Edward Everett Root Publishers Co. Ltd.


EER

About this book 


NEWS January 2019:  We are delighted to announce that this book has been nominated for the SHARP DeLong Book History Book Prize 2019

This is the first-ever book length study of one of the most important and constantly innovative 19th century book and periodical publishers. The mysterious and often elusive but enormously influential Henry Colburn (c.1784 – 16 August 1855) was the pre-eminent publisher of ‘silver-fork’ novels, and of many influential new writers.

Colburn’s main claim to rehabilitation are his troop of 'name' authors: Lady Morgan, Disraeli, Bulwer-Lytton, Captain Marryat, G.P.R James, Mrs. Margaret Oliphant, Mrs. Catherine Gore, Mrs. Caroline Norton, Frances Trollope, Anthony Trollope, Richard Cobbold, R. S. Surtees. Many would not have had a start in the careers they later enjoyed were it not for Colburn.

This is a lively, and important new work on early 19th-century publishing and the patterns for the century which Colburn set. It sketches in
tantalizing outlines the Regency, early nineteenth-century and Victorian book trades – and the consequences of Colburn’s impact on those worlds. In addition, the work centres on Colburn’s most celebrated authors. The book – which is well illustrated - contains the first catalogue of Colburn’s publications.

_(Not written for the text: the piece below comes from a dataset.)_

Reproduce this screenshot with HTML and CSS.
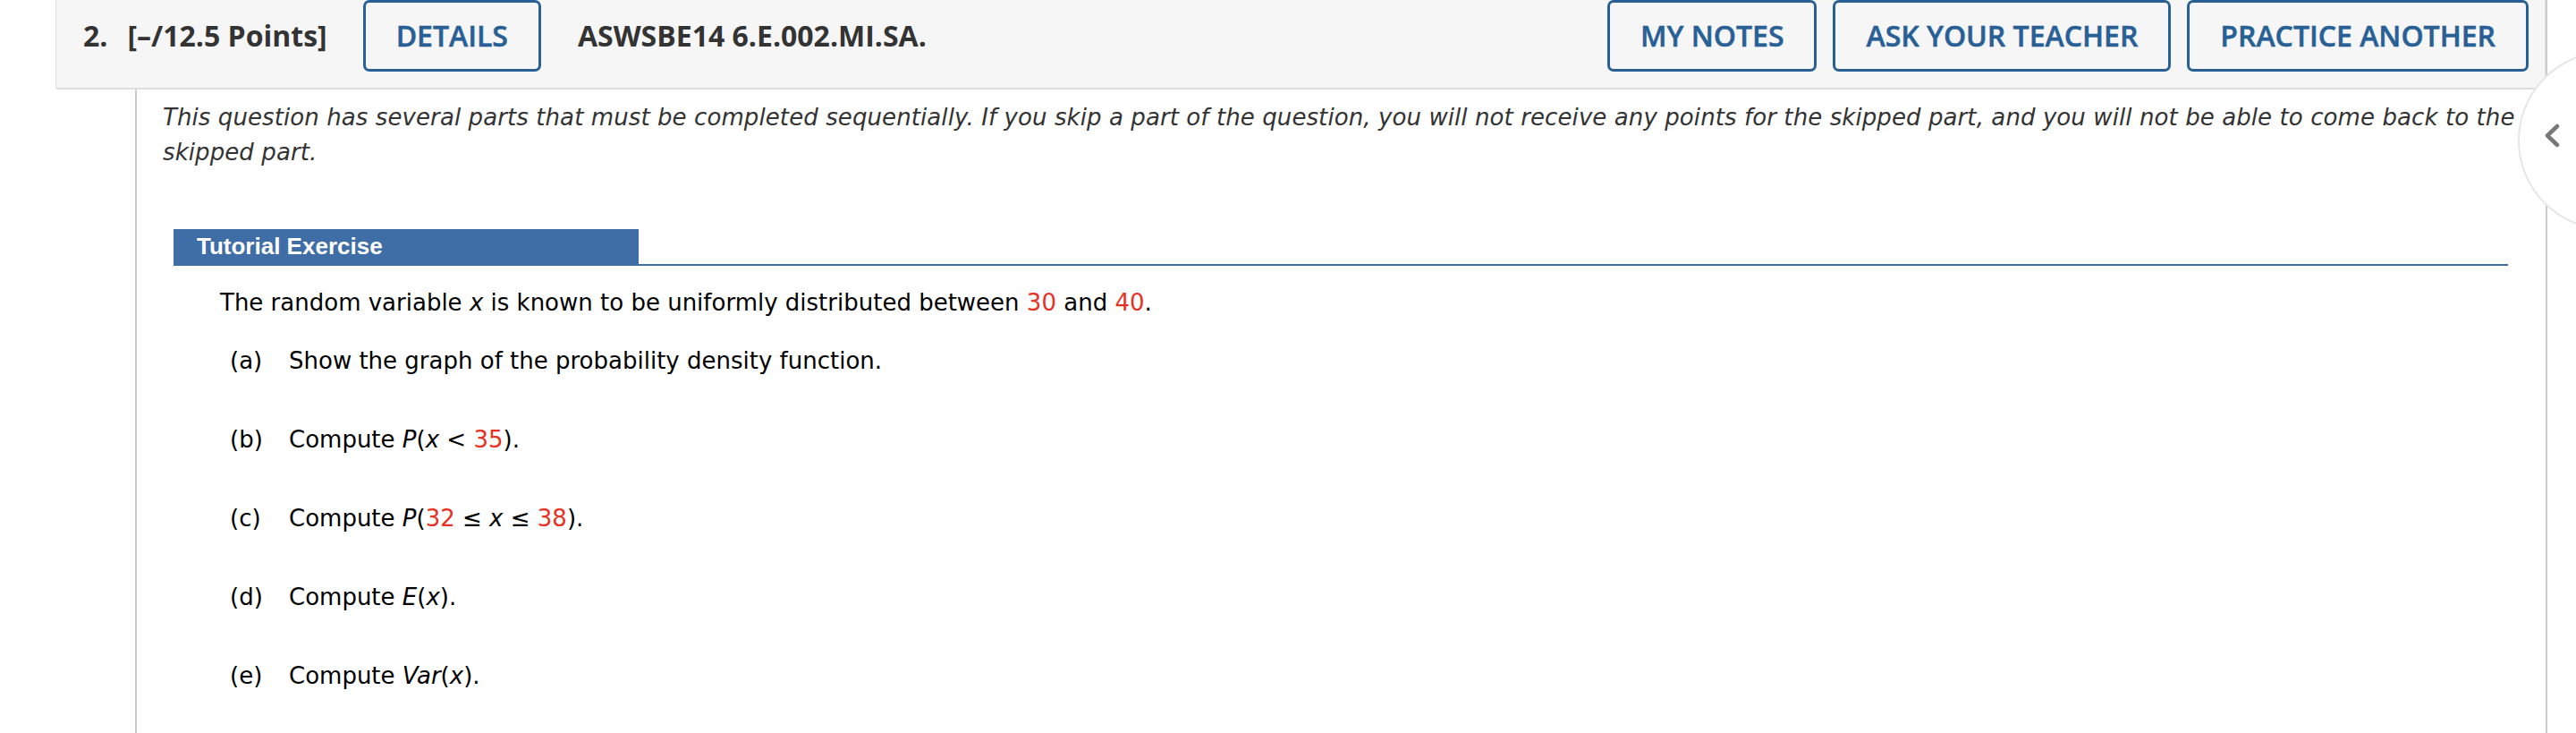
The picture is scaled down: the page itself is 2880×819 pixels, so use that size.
FILE: index.html
```html
<!DOCTYPE html>
<html lang="en">
<head>
<meta charset="utf-8">
<title>Question 2</title>
<link rel="stylesheet" href="styles.css">
</head>
<body>
<div class="page">
  <div class="question">
    <div class="qhead">
      <div class="qhead-left">
        <span class="qnum">2.</span>
        <span class="qpts">[&ndash;/12.5 Points]</span>
        <button class="btn">DETAILS</button>
        <span class="qcode">ASWSBE14 6.E.002.MI.SA.</span>
      </div>
      <div class="qhead-right">
        <button class="btn">MY NOTES</button>
        <button class="btn">ASK YOUR TEACHER</button>
        <button class="btn">PRACTICE ANOTHER</button>
      </div>
    </div>
    <div class="qbody">
      <p class="note">This question has several parts that must be completed sequentially. If you skip a part of the question, you will not receive any points for the skipped part, and you will not be able to come back to the skipped part.</p>
      <div class="tutorial">
        <div class="tut-head"><span class="tut-title">Tutorial Exercise</span></div>
        <p class="stem">The random variable <i>x</i> is known to be uniformly distributed between <span class="num">30</span> and <span class="num">40</span>.</p>
        <div class="parts">
          <div class="part"><span class="plabel">(a)</span><span class="ptext">Show the graph of the probability density function.</span></div>
          <div class="part"><span class="plabel">(b)</span><span class="ptext">Compute <i>P</i>(<i>x</i> &lt; <span class="num">35</span>).</span></div>
          <div class="part"><span class="plabel">(c)</span><span class="ptext">Compute <i>P</i>(<span class="num">32</span> &le; <i>x</i> &le; <span class="num">38</span>).</span></div>
          <div class="part"><span class="plabel">(d)</span><span class="ptext">Compute <i>E</i>(<i>x</i>).</span></div>
          <div class="part"><span class="plabel">(e)</span><span class="ptext">Compute <i>Var</i>(<i>x</i>).</span></div>
        </div>
      </div>
    </div>
  </div>
  <div class="side-toggle">
    <svg class="chev" width="20" height="28" viewBox="0 0 20 28"><polyline points="15,3 4,13.5 15,24" fill="none" stroke="#777" stroke-width="4.5" stroke-linecap="round" stroke-linejoin="round"/></svg>
  </div>
</div>
</body>
</html>
```

FILE: styles.css
```css
html, body {
  margin: 0;
  padding: 0;
  background: #ffffff;
  overflow: hidden;
}
.page {
  position: relative;
  width: 2880px;
  height: 819px;
  overflow: hidden;
}
.question {
  margin-left: 62px;
  width: 2784px;
  height: 819px;
  border-right: 2px solid #cccccc;
}
.qhead {
  display: flex;
  justify-content: space-between;
  align-items: center;
  background: #f6f6f6;
  border: 1px solid #dfdfdf;
  border-top: none;
  border-bottom: 2px solid #dddddd;
  border-radius: 0 0 3px 3px;
  padding: 0 18px 18px 30px;
  font-family: "Open Sans", "Liberation Sans", sans-serif;
  color: #333333;
}
.qhead-left, .qhead-right {
  display: flex;
  align-items: center;
}
.qhead-right { gap: 18px; }
.qnum, .qpts, .qcode {
  font-size: 32px;
  font-weight: 700;
  line-height: 1;
}
.qpts { margin-left: 22px; }
.qpts + .btn { margin-left: 40px; }
.qcode { margin-left: 41px; }
.btn {
  height: 80px;
  box-sizing: border-box;
  border: 3px solid #286096;
  border-radius: 7px;
  background: #f6f6f6;
  color: #286096;
  font-family: "Open Sans", "Liberation Sans", sans-serif;
  font-size: 32px;
  font-weight: 600;
  -webkit-text-stroke: 0.5px #286096;
  padding: 0 34px;
  margin: 0;
  line-height: 1;
}
.qbody {
  margin-left: 89px;
  border-left: 2px solid #cccccc;
  padding: 12px 24px 0 29px;
  height: 707px;
  font-family: "DejaVu Sans", Verdana, sans-serif;
  font-size: 26px;
  line-height: 39px;
}
.note {
  margin: 0;
  font-style: italic;
  color: #333333;
  letter-spacing: 0.09px;
}
.tutorial {
  margin: 66px 18px 0 12px;
}
.tut-head {
  border-bottom: 2px solid #3f6ea6;
}
.tut-title {
  display: inline-block;
  box-sizing: border-box;
  width: 520px;
  height: 39px;
  line-height: 39px;
  padding-left: 26px;
  background: #3f6ea6;
  color: #ffffff;
  font-family: "Liberation Sans", Arial, sans-serif;
  font-weight: 700;
  font-size: 26px;
  vertical-align: bottom;
}
.stem {
  margin: 22px 0 0 52px;
  color: #000000;
}
.num { color: #e63224; }
.parts {
  margin: 26px 0 0 63px;
  display: flex;
  flex-direction: column;
  gap: 49px;
  color: #000000;
}
.part {
  display: grid;
  grid-template-columns: 66px 1fr;
}
.side-toggle {
  position: absolute;
  left: 2815px;
  top: 57px;
  width: 200px;
  height: 200px;
  box-sizing: border-box;
  border-radius: 50%;
  border: 2px solid #e6e6e6;
  background: #ffffff;
}
.chev {
  position: absolute;
  left: 27px;
  top: 79px;
}
```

Thus far, literary and publishing history have drawn a formidable charge sheet against Henry Colburn. In personal pedigree he is slandered as a ‘guttersnipe’, or a ‘royal bastard’. In Disraeli’s pungent description he was a publishing ‘bawd’, engaged in wholesale literary prostitution. A very bad thing. And yet this publishing Barabbas can be argued to have been innovative and a force for constructive change in the rapidly evolving book trade and---paradoxically---a man of taste.

Various rumours circulated that he was either a bastard of the Duke of York or of Lord Landsdowne. Date uncertain. He liked to weave illustrious (typically mendacious) pedigrees for himself as much as for his dubiously aristocratic purveyors of silver forkery.

What, precisely, did Colburn do that should raise his reputation and make us see him as a good thing? In the largest sense he demonstrated, by example and practice, the need for consolidation between hitherto dismembered arms of the London book world. Beginning his career at apprentice level in the London West End circulating-library business he went on, having learned at the counter what the customer wanted, to become the undisputed market leader in the publication of three-volume novels and (sub-Murray) travel books.

The three-decker went on to become the foundation-stone of the ‘Leviathan’ library system (Mudie’s and Smith’s) and created a seventy-year stability in the publishing, distribution and reception of English fiction.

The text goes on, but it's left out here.